La familia se caracteriza porque acoge a todos sus miembros por lo que son, los ayuda a crecer y tiene con ellos misericordia. La misericordia es la actitud más sanadora. No es mero aguante y tolerancia. Su forma de actuar es ejemplo para la Iglesia, como nos recuerda el Papa: “Una Iglesia que es familia sabe presentarse con la proximidad y el amor de un padre, que vive la responsabilidad del custodio, que protege sin reemplazar, que corrige sin humillar, que educa con el ejemplo y la paciencia; a veces, con el simple silencio de una espera orante y abierta. Y una Iglesia sobre todo de hijos, que se reconocen hermanos, nunca llega a considerar al otro solo como un peso, un problema, un coste, una preocupación o un riesgo: el otro es esencialmente un don, que sigue siéndolo aunque recorra caminos diferente” (Discurso del papa Francisco en la vigilia preparatoria al Sínodo de los Obispos sobre la familia el 3.OCT.2015).

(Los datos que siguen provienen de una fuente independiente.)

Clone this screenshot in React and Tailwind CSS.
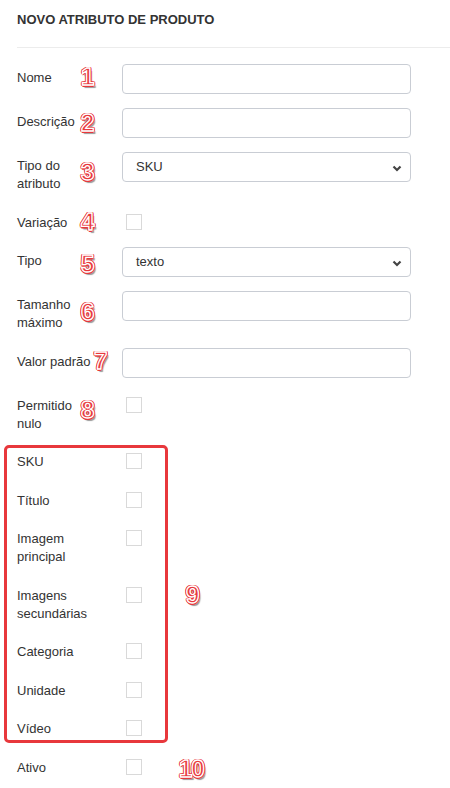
import React from "react";

const Num = ({ n, className = "" }) => (
  <span
    className={`absolute leading-none text-[24px] font-bold tracking-[-1px] text-[#e8383c] [-webkit-text-stroke:1.3px_#ffffff] [text-shadow:1.5px_0_0_#e8383c,-1.5px_0_0_#e8383c,0_1.5px_0_#e8383c,0_-1.5px_0_#e8383c,1.2px_1.2px_0_#e8383c,-1.2px_-1.2px_0_#e8383c,1.2px_-1.2px_0_#e8383c,-1.2px_1.2px_0_#e8383c,2px_2.5px_1px_#9a9a9a] pointer-events-none ${className}`}
  >
    {n}
  </span>
);

const Label = ({ children }) => (
  <div className="w-[105px] shrink-0">
    <div className="w-[78px] pt-[5px] pb-[1.5px] leading-[18px] text-[13px] text-[#333]">
      {children}
    </div>
  </div>
);

const TextField = () => (
  <input
    type="text"
    className="w-[289px] h-[30px] border border-[#c9cdd4] rounded-[4px] bg-white px-3 text-[13px] outline-none"
  />
);

const SelectField = ({ value }) => (
  <div className="relative w-[289px] h-[30px] border border-[#c9cdd4] rounded-[4px] bg-white flex items-center pl-[13px] text-[13px] text-[#333]">
    {value}
    <svg
      className="absolute right-[8px] top-[12px]"
      width="10"
      height="7"
      viewBox="0 0 10 7"
      fill="none"
    >
      <path d="M1.5 1.5l3.5 3.5 3.5-3.5" stroke="#444" strokeWidth="2.2" />
    </svg>
  </div>
);

const Check = () => (
  <div className="ml-[4px] mt-[5px] w-4 h-4 border border-[#d9d9d9] bg-white" />
);

const Row = ({ label, children, num, numClass }) => (
  <div className="relative flex items-start">
    <Label>{label}</Label>
    {children}
    {num && <Num n={num} className={numClass} />}
  </div>
);

export default function App() {
  return (
    <div className="min-h-screen bg-white font-['Liberation_Sans',Arial,sans-serif] text-[#333]">
      <div className="ml-[17px] pt-[12px] pb-[19px] border-b border-[#ececec]">
        <h1 className="text-[13px] leading-[16px] font-bold text-[#333]">
          NOVO ATRIBUTO DE PRODUTO
        </h1>
      </div>

      <div className="pl-[17px] pt-[16px] flex flex-col gap-[14px]">
        <Row label="Nome" num="1" numClass="left-[64px] top-[1px]">
          <TextField />
        </Row>
        <Row label="Descrição" num="2" numClass="left-[64px] top-[3px]">
          <TextField />
        </Row>
        <Row label="Tipo do atributo" num="3" numClass="left-[64px] top-[8px]">
          <SelectField value="SKU" />
        </Row>
        <Row label="Variação" num="4" numClass="left-[64px] top-[1px]">
          <Check />
        </Row>
        <Row label="Tipo" num="5" numClass="left-[64px] top-[5px]">
          <SelectField value="texto" />
        </Row>
        <Row label="Tamanho máximo" num="6" numClass="left-[64px] top-[9px]">
          <TextField />
        </Row>
        <Row label="Valor padrão" num="7" numClass="left-[77px] top-[1px]">
          <TextField />
        </Row>
        <Row label="Permitido nulo" num="8" numClass="left-[64px] top-[6px]">
          <Check />
        </Row>

        <div className="relative -mt-[3px] -mb-[3px] -ml-[13px] w-[164px] border-[3px] border-[#e8383c] rounded-[5px] pl-[10px] flex flex-col gap-[14px]">
          <Row label="SKU">
            <Check />
          </Row>
          <Row label="Título">
            <Check />
          </Row>
          <Row label="Imagem principal">
            <Check />
          </Row>
          <Row label="Imagens secundárias">
            <Check />
          </Row>
          <Row label="Categoria">
            <Check />
          </Row>
          <Row label="Unidade">
            <Check />
          </Row>
          <Row label="Vídeo">
            <Check />
          </Row>
          <Num n="9" className="left-[179px] top-[135px]" />
        </div>

        <Row label="Ativo" num="10" numClass="left-[162px] top-[3px]">
          <Check />
        </Row>
      </div>
    </div>
  );
}
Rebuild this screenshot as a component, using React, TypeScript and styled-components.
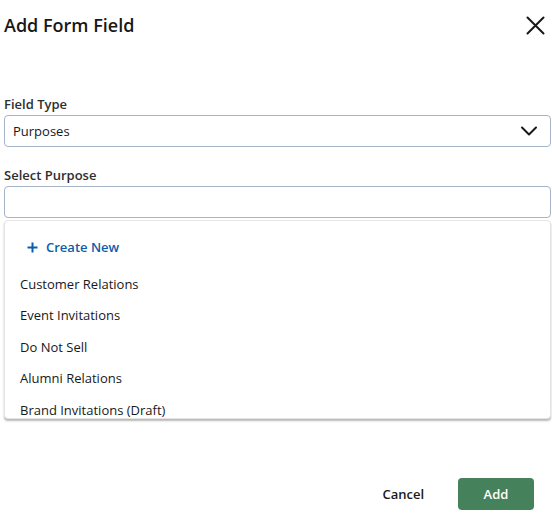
import styled, { createGlobalStyle } from "styled-components";

const purposes = [
  "Customer Relations",
  "Event Invitations",
  "Do Not Sell",
  "Alumni Relations",
  "Brand Invitations (Draft)",
];

export default function App() {
  return (
    <>
      <GlobalStyle />
      <Modal>
        <Header>
          <Title>Add Form Field</Title>
          <CloseButton aria-label="Close">
            <svg width="19" height="19" viewBox="0 0 19 19">
              <path d="M1.5 1.5 L17.5 17.5 M17.5 1.5 L1.5 17.5" stroke="#181818" strokeWidth="2" strokeLinecap="round" />
            </svg>
          </CloseButton>
        </Header>

        <Form>
          <Field>
            <Label>Field Type</Label>
            <Select>
              <span>Purposes</span>
              <svg width="16" height="10" viewBox="0 0 16 10">
                <path d="M1 1.5 L8 8.5 L15 1.5" stroke="#181818" strokeWidth="2" fill="none" strokeLinecap="round" strokeLinejoin="round" />
              </svg>
            </Select>
          </Field>

          <Field>
            <Label>Select Purpose</Label>
            <ComboWrap>
              <Input />
              <Dropdown>
                <CreateNew>
                  <svg width="11" height="11" viewBox="0 0 11 11">
                    <path d="M5.5 0.5 V10.5 M0.5 5.5 H10.5" stroke="#0b5cab" strokeWidth="2" />
                  </svg>
                  Create New
                </CreateNew>
                {purposes.map((p) => (
                  <Option key={p}>{p}</Option>
                ))}
              </Dropdown>
            </ComboWrap>
          </Field>
        </Form>

        <Footer>
          <TextButton>Cancel</TextButton>
          <PrimaryButton>Add</PrimaryButton>
        </Footer>
      </Modal>
    </>
  );
}

const GlobalStyle = createGlobalStyle`
  body {
    margin: 0;
    background: #ffffff;
    font-family: "Open Sans", Lato, sans-serif;
    color: #181818;
  }
`;

const Modal = styled.div`
  width: 552px;
  height: 528px;
  box-sizing: border-box;
  padding: 0 1px 0 4px;
  display: flex;
  flex-direction: column;
  background: #fff;
`;

const Header = styled.div`
  height: 50px;
  display: flex;
  align-items: center;
  justify-content: space-between;
`;

const Title = styled.h1`
  margin: 0;
  font-size: 18px;
  font-weight: 600;
  color: #181818;
`;

const CloseButton = styled.button`
  border: none;
  background: none;
  padding: 0;
  margin-right: 6px;
  display: flex;
  cursor: pointer;
`;

const Form = styled.div`
  margin-top: 45px;
  display: flex;
  flex-direction: column;
  gap: 19px;
`;

const Field = styled.div`
  display: flex;
  flex-direction: column;
  gap: 2px;
`;

const Label = styled.label`
  font-size: 13px;
  line-height: 18px;
  font-weight: 600;
  color: #2e2e2e;
`;

const Select = styled.div`
  height: 32px;
  box-sizing: border-box;
  border: 1px solid #a6b4c8;
  border-radius: 4px;
  padding: 0 13px 0 8px;
  display: flex;
  align-items: center;
  justify-content: space-between;
  font-size: 13px;
  color: #181818;
`;

const ComboWrap = styled.div`
  position: relative;
`;

const Input = styled.input`
  display: block;
  width: 100%;
  height: 32px;
  box-sizing: border-box;
  border: 1px solid #a6b4c8;
  border-radius: 4px;
  outline: none;
  font: inherit;
`;

const Dropdown = styled.div`
  position: absolute;
  left: 0;
  right: 0;
  top: 34px;
  height: 199px;
  box-sizing: border-box;
  padding-top: 5px;
  overflow: hidden;
  background: #fff;
  border: 1px solid #e5e5e5;
  border-radius: 4px;
  box-shadow: 0 2px 2px rgba(0, 0, 0, 0.28);
`;

const CreateNew = styled.div`
  height: 42px;
  display: flex;
  align-items: center;
  gap: 8px;
  padding-left: 22px;
  font-size: 13px;
  font-weight: 600;
  color: #0b5cab;
`;

const Option = styled.div`
  height: 31.5px;
  display: flex;
  align-items: center;
  padding-left: 15px;
  font-size: 13px;
  color: #181818;
`;

const Footer = styled.div`
  margin-top: auto;
  padding: 0 17px 18px 0;
  display: flex;
  justify-content: flex-end;
  align-items: center;
  gap: 18px;
`;

const TextButton = styled.button`
  border: none;
  background: none;
  height: 32px;
  padding: 0 16px;
  font-family: inherit;
  font-size: 13px;
  font-weight: 600;
  color: #181818;
  cursor: pointer;
`;

const PrimaryButton = styled.button`
  width: 76px;
  height: 32px;
  border: none;
  border-radius: 4px;
  background: #45815a;
  font-family: inherit;
  font-size: 13px;
  font-weight: 600;
  color: #fff;
  cursor: pointer;
`;
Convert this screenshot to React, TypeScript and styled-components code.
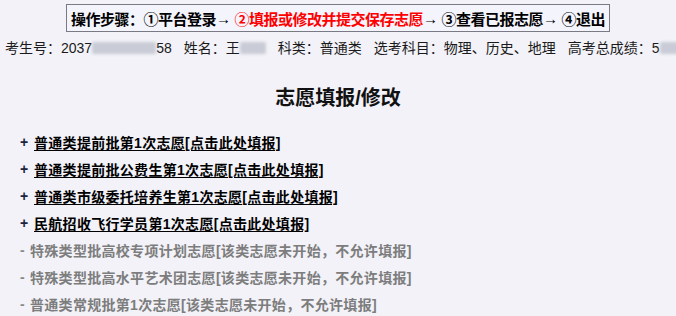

En su última exhortación apostólica nos recuerda las palabras de los obispos chilenos: “no existen las familias perfectas que nos propone la propaganda falaz y consumista. En ellas no pasan los años, no existe la enfermedad, el dolor ni la muerte (…) La propaganda consumista muestra una fantasía que nada tiene que ver con la realidad que deben afrontar, en el día a día. Es más sano aceptar con realismo los límites, los desafíos o la imperfección, y escuchar el llamado a crecer juntos, a madurar el amor y a cultivar la solidez de la unión, pase lo que pase” (Amoris laetitia, 135).
La experiencia de la propia enfermedad ayuda a ser misericordioso y suele ser de gran utilidad para comprender y ayudar al que está pasando por algo similar. La misericordia se ejercita aprendiendo a ser pacientes con los hermanos. No juzguéis y no seréis juzgados, no condenéis y no seréis condenados,…(Lc 37-38), son palabras del Maestro, palabras claras, directas, sin posibilidad de interpretación. En otro lugar Jesús nos dice también que debemos corregir al hermano primero en privado y luego con algún testigo antes de decírselo a la comunidad (cf. Mt 18, 15-17). Corregir sí, pero no juzgar ni condenar. Corrige el manso que es consciente de su pecado. Juzga y condena el que se cree que no tiene pecado o es mejor que los demás. No cabe duda que podemos corregirnos, pero sin la agresividad del que se cree justo, como si él mismo no tuviese necesidad de misericordia.
El papa Francisco nos dice a este respecto: “Es importante la capacidad de expresar lo que uno siente sin lastimar; utilizar un lenguaje y un modo de hablar que pueda ser más fácilmente aceptado o tolerado por el otro, aunque el contenido sea exigente; plantear los propios reclamos pero sin descargar la ira como forma de venganza, y evitar un lenguaje moralizante que sólo busque agredir, ironizar, culpar, herir. Muchas discusiones (en la pareja) no son por cuestiones muy graves. A veces se trata de cosas pequeñas, poco trascendentes, pero lo que altera los ánimos es el modo de decirlas o la actitud que se asume en el diálogo. Tener gestos de preocupación por el otro y demostraciones de afecto. El amor supera las peores barreras. Cuando se puede amar a alguien, o cuando nos sentimos amados por él, logramos entender mejor lo que quiere expresar y hacernos entender” (Amores laetitia, 139-140).
Ya que la debilidad siempre nos acompañará, acudamos a la misericordia de Dios que nos reconcilia y, por el poder que ha concedido a su Iglesia, nos quita la culpa y la pena.